There does not appear to be any thing in these marks which shows that a fraud was contemplated by the importers. Any such inference is rebutted by many respectable witnesses in the case, who state that the sugars are of the quality denominated in the entry.

The statute under which these sugars were seized and condemned is a highly penal law, and should, in conformity with *463 the rule on the subject, be construed strictly. If, either through accident or mistake, the sugars were entered by a different denomination from what their quality required, a forfeiture is not incurred.

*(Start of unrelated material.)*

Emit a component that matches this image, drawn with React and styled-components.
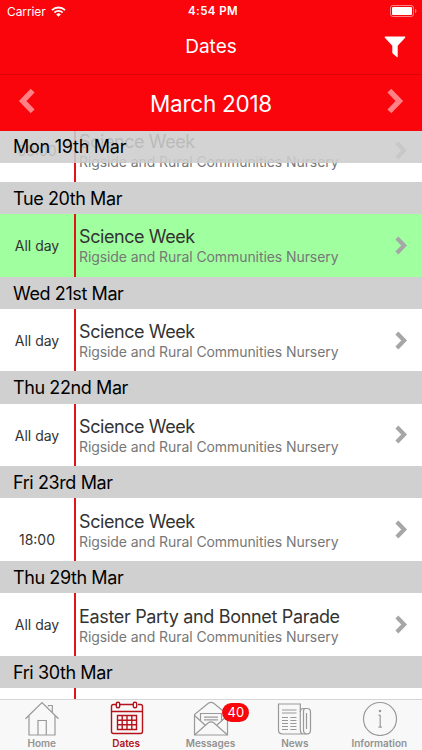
import React from "react";
import styled, { createGlobalStyle } from "styled-components";

const NURSERY = "Rigside and Rural Communities Nursery";

const days = [
  { date: "Tue 20th Mar", time: "All day", title: "Science Week", today: true },
  { date: "Wed 21st Mar", time: "All day", title: "Science Week" },
  { date: "Thu 22nd Mar", time: "All day", title: "Science Week" },
  { date: "Fri 23rd Mar", time: "18:00", title: "Science Week", low: true },
  { date: "Thu 29th Mar", time: "All day", title: "Easter Party and Bonnet Parade" },
  { date: "Fri 30th Mar", time: "", title: "" },
];

function Chevron({ left, width, height, color, stroke }) {
  return (
    <svg width={width} height={height} viewBox="0 0 16 24" fill="none">
      <path
        d={left ? "M13.2 2.500L4 12l9.200 9.500" : "M2.800 2.500L12 12l-9.200 9.500"}
        stroke={color}
        strokeWidth={stroke}
      />
    </svg>
  );
}

function WifiIcon() {
  return (
    <svg width="15" height="11" viewBox="0 0 15 11" fill="none">
      <path d="M1 4.2a9.2 9.2 0 0 1 13 0" stroke="#fff" strokeWidth="1.9" />
      <path d="M3.4 6.6a5.8 5.8 0 0 1 8.2 0" stroke="#fff" strokeWidth="1.8" />
      <path d="M7.5 10.7L5.2 8.4a3.3 3.3 0 0 1 4.6 0z" fill="#fff" />
    </svg>
  );
}

function BatteryIcon() {
  return (
    <svg width="27" height="12" viewBox="0 0 27 12" fill="none">
      <rect x="0.5" y="0.5" width="23" height="11" rx="2.4" stroke="#fff" strokeOpacity="0.5" />
      <rect x="2" y="2" width="20" height="8" rx="1" fill="#fff" />
      <path d="M25 4c1 .4 1.4 1.1 1.4 2s-.4 1.6-1.4 2z" fill="#fff" fillOpacity="0.5" />
    </svg>
  );
}

function FilterIcon() {
  return (
    <svg width="22" height="22" viewBox="0 0 22 22">
      <path d="M1 .5h20q.7.5.1 1.300L13.700 9.700V21q-.3.500-.9.100L8.700 17.500Q8.300 17 8.300 16.300V9.700L.9 1.800Q.3 1 1 .5z" fill="#fff" />
    </svg>
  );
}

function HomeIcon() {
  return (
    <svg width="36" height="36" viewBox="0 0 36 36" fill="none" stroke="#999" strokeWidth="1.2">
      <path d="M1.500 18.800L18 2.500l16.500 16.300" />
      <path d="M5 16v19h26V16" />
      <path d="M14 35V20.500h8.300V35" />
      <path d="M24.500 6.500V5.500h3.800v7" />
    </svg>
  );
}

function CalendarIcon() {
  return (
    <svg width="36" height="36" viewBox="0 0 36 36" fill="none" stroke="#b5121b" strokeWidth="1.4">
      <path d="M7 4.500H4.500A2 2 0 0 0 2.500 6.500v25a2 2 0 0 0 2 2h27a2 2 0 0 0 2-2v-25a2 2 0 0 0-2-2H29M11 4.500h13M2.500 11.500h31" />
      <rect x="7.3" y="2.2" width="3.4" height="5.6" rx="1.5" />
      <rect x="24.3" y="2.2" width="3.4" height="5.6" rx="1.5" />
      <path d="M8.500 15.500h19v14h-19zM8.500 20.200h19M8.500 24.800h19M13.200 15.500v14M18 15.500v14M22.800 15.500v14" />
    </svg>
  );
}

function MailIcon() {
  return (
    <svg width="36" height="36" viewBox="0 0 36 36" fill="none" stroke="#999" strokeWidth="1.2">
      <path d="M1.500 35V14.500L15.300 3.300q2.700-2 5.400 0L34.500 14.500V35z" />
      <path d="M1.500 35l13.800-12.200q2.700-2 5.400 0L34.500 35M1.500 15.500L12 25M34.500 15.500L24 25" />
      <path d="M7.500 20.500v-7h21v7M11 17.200h14M11 19.800h14" />
    </svg>
  );
}

function NewsIcon() {
  return (
    <svg width="36" height="36" viewBox="0 0 36 36" fill="none" stroke="#999" strokeWidth="1.2">
      <path d="M30 34H5.500q-4 0-4-4V4h21.800v25.500q0 4.500 3.500 4.500" />
      <path d="M23.300 12q0-3.500 3.200-3.500H30q3.500 0 3.500 3.500v18q0 4-3.500 4t-3.500-4V11.500q0-3 2-3" />
      <path d="M29.500 13v16M5 10h14.500M5 13h14.500M5 17.500h6M13.300 17.500h6.200M5 20.500h6M13.300 20.500h6.200M5 23.500h6M13.300 23.500h6.200M5 26.500h6M13.300 26.500h6.200M5 29.500h6M13.300 29.500h6.200" />
    </svg>
  );
}

function InfoIcon() {
  return (
    <svg width="36" height="36" viewBox="0 0 36 36" fill="none" stroke="#999" strokeWidth="1.2">
      <circle cx="18" cy="19" r="16.500" />
      <path d="M18.200 15v12.500M16.500 15.200h1.700M16.500 27.200h3.400" />
      <circle cx="18" cy="11" r=".7" fill="#999" />
    </svg>
  );
}

function EventRow({ time, title, today, low }) {
  return (
    <Row $today={today}>
      <Time $low={low}>{time}</Time>
      <Details>
        <Title $long={title.length > 20}>{title}</Title>
        <Place>{title && NURSERY}</Place>
      </Details>
      <Chevron width={14} height={19} color="#a6a6a6" stroke={5.2} />
    </Row>
  );
}

function App() {
  return (
    <>
      <GlobalStyle />
      <Screen>
        <StatusBar>
          <Carrier>
            Carrier <WifiIcon />
          </Carrier>
          <Clock>4:54 PM</Clock>
          <BatteryIcon />
        </StatusBar>
        <NavBar>
          <span />
          <NavTitle>Dates</NavTitle>
          <FilterIcon />
        </NavBar>
        <MonthBar>
          <Chevron left width={18} height={26} color="#ff8085" stroke={5} />
          <MonthTitle>March 2018</MonthTitle>
          <Chevron width={18} height={26} color="#ff8085" stroke={5} />
        </MonthBar>
        <List>
          <StickyDay>Mon 19th Mar</StickyDay>
          <Scroller>
            <EventRow time="09:00" title="Science Week" />
            {days.map((day) => (
              <React.Fragment key={day.date}>
                <DayHeader>{day.date}</DayHeader>
                <EventRow {...day} />
              </React.Fragment>
            ))}
          </Scroller>
        </List>
        <TabBar>
          <Tab>
            <HomeIcon />
            <TabLabel>Home</TabLabel>
          </Tab>
          <Tab $active>
            <CalendarIcon />
            <TabLabel>Dates</TabLabel>
          </Tab>
          <Tab>
            <MailIcon />
            <TabLabel>Messages</TabLabel>
            <Badge>40</Badge>
          </Tab>
          <Tab>
            <NewsIcon />
            <TabLabel>News</TabLabel>
          </Tab>
          <Tab>
            <InfoIcon />
            <TabLabel>Information</TabLabel>
          </Tab>
        </TabBar>
      </Screen>
    </>
  );
}

export default App;

const GlobalStyle = createGlobalStyle`
  body {
    margin: 0;
    font-family: Inter, "Liberation Sans", sans-serif;
  }
  * {
    box-sizing: border-box;
  }
`;

const Screen = styled.div`
  width: 422px;
  height: 750px;
  display: flex;
  flex-direction: column;
  overflow: hidden;
  background: #fff;
`;

const StatusBar = styled.div`
  height: 22px;
  flex-shrink: 0;
  display: grid;
  grid-template-columns: 1fr auto 1fr;
  align-items: center;
  padding: 0 6px 0 7px;
  background: #f9050b;
  color: #fff;
  font-size: 12px;
  > svg {
    justify-self: end;
    margin-right: -1px;
  }
`;

const Carrier = styled.div`
  display: flex;
  align-items: center;
  gap: 5px;
  letter-spacing: -0.1px;
`;

const Clock = styled.div`
  padding-left: 3px;
  font-size: 11.5px;
  font-weight: 600;
  letter-spacing: 0.4px;
`;

const NavBar = styled.div`
  height: 53px;
  flex-shrink: 0;
  display: grid;
  grid-template-columns: 1fr auto 1fr;
  align-items: center;
  padding: 0 16px 3px;
  background: #f9050b;
  border-bottom: 1px solid #d80409;
  > svg {
    justify-self: end;
  }
`;

const NavTitle = styled.div`
  color: #fff;
  font-size: 19px;
`;

const MonthBar = styled.div`
  height: 56px;
  flex-shrink: 0;
  display: flex;
  align-items: center;
  justify-content: space-between;
  padding: 0 18px 4px;
  background: #f9050b;
`;

const MonthTitle = styled.div`
  color: #fff;
  font-size: 22.5px;
  letter-spacing: -0.25px;
  padding-top: 4px;
`;

const List = styled.div`
  position: relative;
  flex: 1;
  min-height: 0;
  overflow: hidden;
`;

const Scroller = styled.div`
  margin-top: -12px;
`;

const DayHeader = styled.div`
  height: 32.2px;
  padding-left: 13px;
  line-height: 33px;
  background: #d0d0d0;
  color: #000;
  font-size: 18px;
  letter-spacing: -0.4px;
`;

const StickyDay = styled(DayHeader)`
  position: absolute;
  top: 0;
  left: 0;
  right: 0;
  line-height: 32px;
  letter-spacing: -0.25px;
  background: rgba(205, 205, 205, 0.88);
`;

const Row = styled.div`
  height: 62.66px;
  display: flex;
  align-items: center;
  padding-right: 14.5px;
  background: ${(props) => (props.$today ? "#a0ff9f" : "#fff")};
`;

const Time = styled.div`
  width: 76px;
  align-self: stretch;
  flex-shrink: 0;
  padding-top: ${(props) => (props.$low ? "32.500px" : "23px")};
  border-right: 2px solid #e0141b;
  text-align: center;
  line-height: 18px;
  color: #333;
  font-size: 14px;
`;

const Details = styled.div`
  flex: 1;
  padding: 2px 0 0 3px;
  white-space: nowrap;
`;

const Title = styled.div`
  color: #333;
  font-size: 18px;
  line-height: 22px;
  letter-spacing: ${(props) => (props.$long ? "-0.33px" : "-0.42px")};
`;

const Place = styled.div`
  color: #777;
  font-size: 14px;
  line-height: 18px;
  letter-spacing: -0.08px;
`;

const TabBar = styled.div`
  height: 51px;
  flex-shrink: 0;
  display: grid;
  grid-template-columns: repeat(5, 1fr);
  border-top: 1px solid #d6d6d6;
  background: #f8f8f8;
`;

const Tab = styled.div`
  position: relative;
  display: flex;
  flex-direction: column;
  align-items: center;
  color: ${(props) => (props.$active ? "#b5121b" : "#929292")};
`;

const TabLabel = styled.div`
  padding-right: 1px;
  font-size: 10px;
  font-weight: 600;
  line-height: 14px;
`;

const Badge = styled.div`
  position: absolute;
  top: 3px;
  left: 53.5px;
  width: 27px;
  height: 19px;
  border-radius: 10px;
  background: #f9050b;
  color: #fff;
  font-size: 13px;
  font-weight: 400;
  line-height: 19px;
  text-align: center;
`;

Under all the circumstances of this case, the court think, that the evidence not only fails to convict the claimants of fraud, in the entry of these sugars by a false denomination, but they think that the weight of testimony is in favour of the quality of the sugars, as stated in the entry. They therefore reverse the decree of the district court, and direct said court to enter a decree, that the proceeds of these sugars be restored to the complainants, if the duties shall have been paid; and if they shall not have been paid, as they are now due, that the restoration be of the balance of the proceeds, after deducting the duties.

The court think there was probable cause of seizure, and they direct the fact to be certified.

On consideration of the motion of the claimants, and of the arguments of counsel, as well for the United States as for the claimants, thereupon had, it is now here considered, ordered, adjudged and decreed by this court, that a writ of mandamus, as prayed for, be, and the same is hereby awarded, directed to the judge of the district court of the United States for the eastern district of Louisiana, ordering him to grant an appeal in the premises.